I have, unfortunately no photos of Te Anau. It's a little lakeside town dotted with cafes, your everyday-retail shops and it is the last civilised area before Milford Sound - one of NZ's top attractions, which is where we are headed. We lunched & re-fueled before booking in for our activity in Milford Sound. Te Anau is also the place for you to arrange transport to & fro Milford Sound, as well as cruises or kayak expeditions.




Moving through green corridors

The scenery is much greener during this part of the journey as we are entering the heart of the Fiordland where rainfall is recorded to be up 250mm (or more) in 24 hours. But today, it was all sunny and balmy.



A jetty by Lake Te Anau - the largest lake in South Island

As we drove on, we were constantly in search of snow-capped precipices. We did not see any and were frankly quite disappointed. It was early autumn, & perhaps too early for snow peaks.

Could not resist a signature jump in the deserted road

There are plenty of little attractive spots to stop by on the way to Milford Sound.


Like this place called Mirror Lakes

This is a small patch of lake situated amidst the august mountains, and on a calm day, it will act as a large mirror & reflect the surrounding mountains so that you are looking at an awe-inspiring parallel image. D could not capture the awe-inspiring mirror because some ducks were splashing about, creating unsightly ripples. (or so he says)



Same freaking Mirror Lake taken by some other freaking photographer on July 2008. Without splattering ducks around I bet.

We also stopped by a 45 min-return loop walk around Lake Gunn.

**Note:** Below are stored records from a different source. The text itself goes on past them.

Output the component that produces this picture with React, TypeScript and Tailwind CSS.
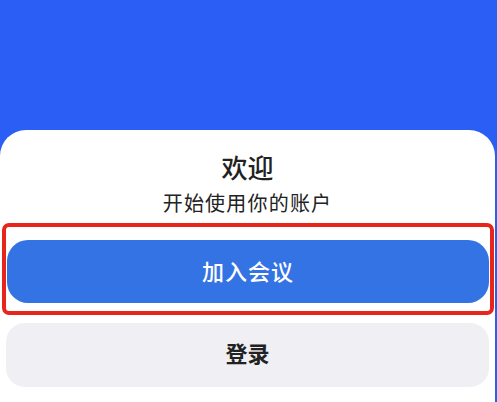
import React from "react";

const App = () => {
  return (
    <div
      className="w-[497px] h-[402px] bg-[#2b5ef4] overflow-hidden flex flex-col"
      style={{ fontFamily: '"Noto Sans CJK SC", "Noto Sans", sans-serif' }}
    >
      <div className="h-[130px] shrink-0" />
      <div className="flex-1 w-[495px] bg-white rounded-t-[26px] flex flex-col items-center">
        <h1 className="mt-[19px] text-[26px] leading-[36px] font-medium text-[#222]">欢迎</h1>
        <h2 className="mt-[4px] text-[20px] leading-[28px] text-[#222] tracking-[1.2px]">
          开始使用你的账户
        </h2>
        <div className="mt-[6px] ml-[2px] w-[492px] self-start border-[4px] border-[#e8251b] rounded-[7px] px-[1px] pt-[13px] pb-[8px]">
          <button className="w-full h-[63px] rounded-[21px] bg-[#3473e3] text-white text-[22px] font-medium tracking-[1px] pb-[2px]">
            加入会议
          </button>
        </div>
        <button className="mt-[8px] ml-[6px] self-start w-[483px] h-[64px] rounded-[19px] bg-[#efeff4] text-[#222] text-[22px] font-semibold pb-[6px]">
          登录
        </button>
      </div>
    </div>
  );
};

export default App;
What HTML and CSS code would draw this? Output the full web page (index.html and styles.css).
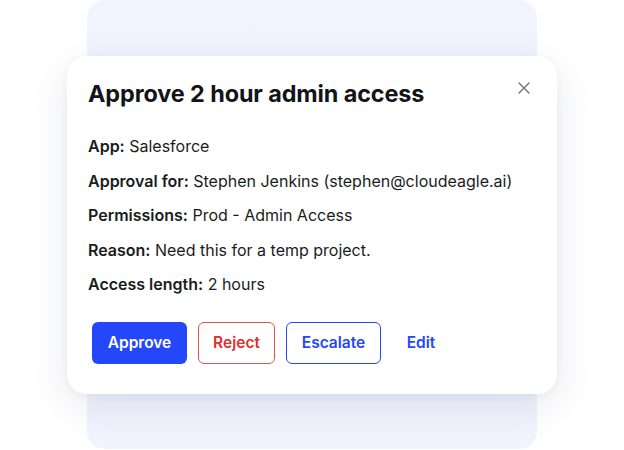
FILE: index.html
```html
<!DOCTYPE html>
<html lang="en">
<head>
<meta charset="utf-8">
<title>Approve access</title>
<link rel="stylesheet" href="styles.css">
</head>
<body>
<div class="stage">
  <div class="panel"></div>
  <div class="card">
    <div class="card-head">
      <h1 class="title">Approve 2 hour admin access</h1>
      <button class="close" aria-label="Close">
        <svg width="12" height="12" viewBox="0 0 12 12"><path d="M1 1L11 11M11 1L1 11" stroke="#7a7a7a" stroke-width="1.5" stroke-linecap="round"/></svg>
      </button>
    </div>
    <div class="rows">
      <p class="row"><span class="label">App:</span> Salesforce</p>
      <p class="row"><span class="label">Approval for:</span> Stephen Jenkins (stephen@cloudeagle.ai)</p>
      <p class="row"><span class="label">Permissions:</span> Prod - Admin Access</p>
      <p class="row"><span class="label">Reason:</span> Need this for a temp project.</p>
      <p class="row"><span class="label">Access length:</span> 2 hours</p>
    </div>
    <div class="actions">
      <button class="btn btn-approve">Approve</button>
      <button class="btn btn-reject">Reject</button>
      <button class="btn btn-escalate">Escalate</button>
      <button class="btn btn-edit">Edit</button>
    </div>
  </div>
</div>
</body>
</html>
```
FILE: styles.css
```css
html, body {
  margin: 0;
  padding: 0;
  background: #ffffff;
}
body {
  font-family: Inter, "Liberation Sans", sans-serif;
  color: #121417;
}
.stage {
  display: grid;
  width: 624px;
  height: 450px;
  overflow: hidden;
}
.panel {
  grid-area: 1 / 1;
  margin-left: 87px;
  width: 450px;
  height: 449px;
  border-radius: 18px;
  background: linear-gradient(#f2f5fe, #eef1fb 60%, #f1f4fe);
}
.card {
  grid-area: 1 / 1;
  align-self: start;
  margin-top: 56px;
  margin-left: 67px;
  width: 490px;
  height: 338px;
  box-sizing: border-box;
  padding: 22px 21px 0 21px;
  background: #ffffff;
  border-radius: 20px;
  box-shadow: 0 12px 40px rgba(30, 40, 80, 0.10), 0 2px 10px rgba(30, 40, 80, 0.04);
}
.card-head {
  display: flex;
  justify-content: space-between;
  align-items: flex-start;
}
.title {
  margin: 0;
  font-size: 23.4px;
  line-height: 32px;
  font-weight: 700;
  letter-spacing: -0.1px;
  color: #121417;
}
.close {
  border: 0;
  background: none;
  padding: 0;
  margin: 4px 6px 0 0;
  width: 12px;
  height: 12px;
  display: flex;
}
.rows {
  margin-top: 19px;
}
.row {
  margin: 0;
  font-size: 16px;
  line-height: 20px;
  padding: 7px 0 7.5px;
  color: #1a1c20;
}
.label {
  font-weight: 600;
}
.actions {
  display: flex;
  gap: 11px;
  margin-top: 20px;
  padding-left: 4px;
}
.btn {
  height: 42px;
  box-sizing: border-box;
  border-radius: 6px;
  font-family: inherit;
  font-size: 15.5px;
  font-weight: 600;
  background: #ffffff;
  border: 1px solid transparent;
  padding: 0;
}
.btn-approve {
  width: 95px;
  background: #2447fb;
  color: #ffffff;
}
.btn-reject {
  width: 77px;
  border-color: #e4524f;
  color: #e02f2f;
}
.btn-escalate {
  width: 95px;
  border-color: #2447fb;
  color: #2447fb;
}
.btn-edit {
  width: 58px;
  color: #2447fb;
}
```
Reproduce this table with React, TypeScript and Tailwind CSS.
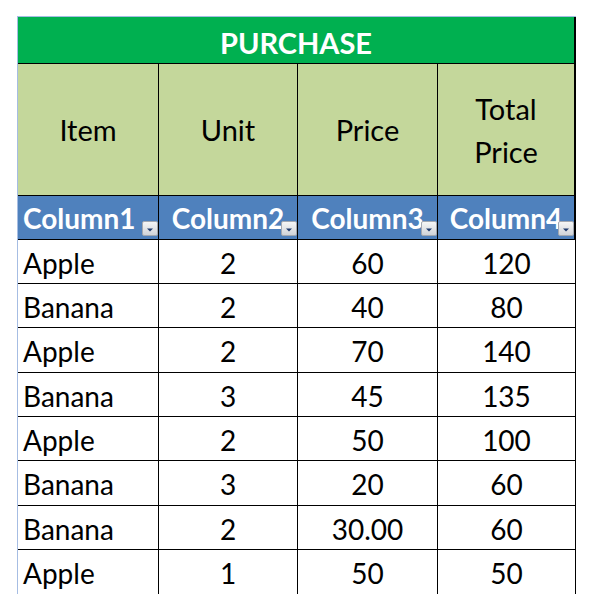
import React from "react";

const rows: [string, string, string, string][] = [
  ["Apple", "2", "60", "120"],
  ["Banana", "2", "40", "80"],
  ["Apple", "2", "70", "140"],
  ["Banana", "3", "45", "135"],
  ["Apple", "2", "50", "100"],
  ["Banana", "3", "20", "60"],
  ["Banana", "2", "30.00", "60"],
  ["Apple", "1", "50", "50"],
];

const heightClasses = [
  "h-[44px] border-b",
  "h-[44px] border-b",
  "h-[45px] border-b",
  "h-[44px] border-b",
  "h-[44px] border-b",
  "h-[45px] border-b",
  "h-[44px] border-b",
  "h-[44px]",
];

function Drop() {
  return (
    <svg
      className="absolute right-0 bottom-[3px]"
      width="16"
      height="15"
      viewBox="0 0 16 15"
    >
      <defs>
        <linearGradient id="dg" x1="0" y1="0" x2="0" y2="1">
          <stop offset="0" stopColor="#f7f7f7" />
          <stop offset="1" stopColor="#cfd3d8" />
        </linearGradient>
      </defs>
      <rect x="0.5" y="0.5" width="15" height="14" rx="1.5" fill="url(#dg)" stroke="#a3a8b0" />
      <path d="M5 7.5 L11 7.5 L8 10.5 Z" fill="#1f3b6e" />
    </svg>
  );
}

export default function App() {
  const font = { fontFamily: "Lato, 'Open Sans', sans-serif" };
  return (
    <div className="w-[596px] h-[616px] bg-white pt-[16px] pl-[17px]" style={font}>
      <div className="w-[559px] border-l border-t border-[#a6bde3]">
        {/* Title */}
        <div className="h-[47px] bg-[#00b050] border-b border-r-2 border-black flex items-center justify-center pt-[5px]">
          <span className="text-white font-bold text-[29px] leading-none">PURCHASE</span>
        </div>
        {/* Labels */}
        <div className="grid grid-cols-[141px_139px_140px_138px] h-[132px] bg-[#c4d79b] border-b border-black text-black text-[29px]">
          <div className="border-r border-black flex items-center justify-center">Item</div>
          <div className="border-r border-black flex items-center justify-center">Unit</div>
          <div className="border-r border-black flex items-center justify-center">Price</div>
          <div className="border-r-2 border-black flex items-center justify-center text-center leading-[43px]">
            Total
            <br />
            Price
          </div>
        </div>
        {/* Column header */}
        <div className="grid grid-cols-[141px_139px_140px_138px] h-[44px] bg-[#4f81bd] border-b border-black text-white font-bold text-[28px] leading-none">
          <div className="relative border-r border-black flex items-center pl-[5px] pt-[1px]">
            Column1
            <Drop />
          </div>
          <div className="relative border-r border-black flex items-center justify-center pt-[1px]">
            Column2
            <Drop />
          </div>
          <div className="relative border-r border-black flex items-center justify-center pt-[1px]">
            Column3
            <Drop />
          </div>
          <div className="relative border-r-2 border-black flex items-center justify-center pt-[1px]">
            Column4
            <Drop />
          </div>
        </div>
        {/* Data */}
        {rows.map((r, i) => (
          <div
            key={i}
            className={`grid grid-cols-[141px_139px_140px_138px] border-black text-black text-[28px] leading-none ${heightClasses[i]}`}
          >
            <div className="border-r border-black flex items-center pl-[5px] pt-[2px]">{r[0]}</div>
            <div className="border-r border-black flex items-center justify-center pt-[2px]">{r[1]}</div>
            <div className="border-r border-black flex items-center justify-center pt-[2px]">{r[2]}</div>
            <div className="border-r border-black flex items-center justify-center pt-[2px]">{r[3]}</div>
          </div>
        ))}
      </div>
    </div>
  );
}
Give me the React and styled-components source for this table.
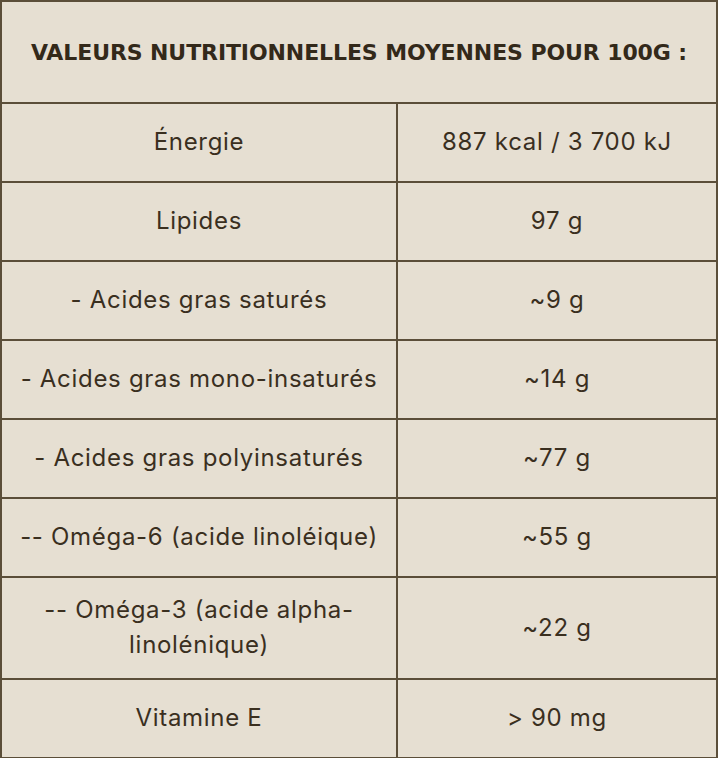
import React from 'react'
import styled, { createGlobalStyle } from 'styled-components'

const Global = createGlobalStyle`
  html, body {
    margin: 0;
    padding: 0;
    background: #e6dfd2;
  }
`

const ink = '#3a2f1f'
const line = '#5b4e39'

const Table = styled.table`
  width: 718px;
  border-collapse: collapse;
  background: #e6dfd2;
  color: ${ink};
  font-family: Inter, "Noto Sans", sans-serif;
  box-sizing: border-box;
`

const HeadCell = styled.th`
  height: 100px;
  padding: 0 8px;
  border: 2px solid ${line};
  font-family: "DejaVu Sans", Inter, sans-serif;
  font-weight: 700;
  font-size: 22px;
  letter-spacing: -0.1px;
  color: #33291a;
  text-transform: uppercase;
  text-align: center;
  vertical-align: middle;
`

const Cell = styled.td`
  height: 47px;
  padding: 14px 10px 16px;
  border: 2px solid ${line};
  font-size: 24px;
  letter-spacing: 0.7px;
  line-height: 35px;
  text-align: center;
  vertical-align: middle;
  width: ${({ $left }) => ($left ? '374px' : 'auto')};
`

const rows = [
  ['Énergie', '887 kcal / 3 700 kJ'],
  ['Lipides', '97 g'],
  ['- Acides gras saturés', '~9 g'],
  ['- Acides gras mono-insaturés', '~14 g'],
  ['- Acides gras polyinsaturés', '~77 g'],
  ['-- Oméga-6 (acide linoléique)', '~55 g'],
  ['-- Oméga-3 (acide alpha-linolénique)', '~22 g'],
  ['Vitamine E', '> 90 mg'],
]

export default function App () {
  return (
    <>
      <Global />
      <Table>
        <thead>
          <tr>
            <HeadCell colSpan={2}>Valeurs nutritionnelles moyennes pour 100g :</HeadCell>
          </tr>
        </thead>
        <tbody>
          {rows.map(([name, value]) => (
            <tr key={name}>
              <Cell $left>{name}</Cell>
              <Cell>{value}</Cell>
            </tr>
          ))}
        </tbody>
      </Table>
    </>
  )
}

Had to pass through a mossy forest where it was cold, quiet and very very green!



mossy tree

Lichen and moss covered every inch of the tree trunks, boulders & formed a velvety green carpet along the track. The area had a perpetual moist-ness to it and I felt quite sticky & uncomfortable. Not to mention, unbearably cold.



Amidst green covers




River leading to Lake Gunn

As we got closer to Milford Sound, the scenery altered slightly with more exciting sights around the corners.

Mini-waterfall somewhere along the journey.


Cascading whitewater


The road is now gradually winding downwards and every corner seemed to store some surprises. And it was to our utmost delight that we finally chanced upon snow-capped peaks! It was pretty cool to drive along, and witness the landscape unfurl into something dramatic.


yay!


The theatrical black granite backdrop.


To get into Milford Sound, you would have to go through Homer Tunnel. It appears to us that it is a 1-way crossing as there was a set of traffic lights & we have to wait for the green light to pass. While waiting, we explored this gigantic chunk of white mass next to the road leading into the tunnel.


suspected glacier


I couldn't remember but I think this is a glacier. Apart from a sign saying, "Do not climb ice. Ice may break" I couldn't recall any other descriptions - how it was formed, what is its age, etc. A bunch of mainland chinese people were clambering all over it anyway. I was more interested with this little creature that is poking its nose around us.

Introducing the Kea

This is our very first sighting of the highly intelligent & sociable NZ wildlife, the very rare & very curious Kea. It is an alpine parrot, and therefore exhibits parrot-like behavior. The Kea is fearless around humans and this one here, like many others are foraging around for human food. We were forbidden to feed them of course. Like many wild animals, they are discouraged to be dependant on humans.

At first glance, I thought the Kea unattractive & funny in an eccentric way. At a closer look, its feathers are actually olive-gold and gives off a subtle metallic sheen. How strange. Too close the proximity causes it to fly off and displays striking orange-vermillion feathers beneath its wings.

image courtesy of Ian McHenry

Isn't it gorgeous? Looks like the Kea is full of surprises.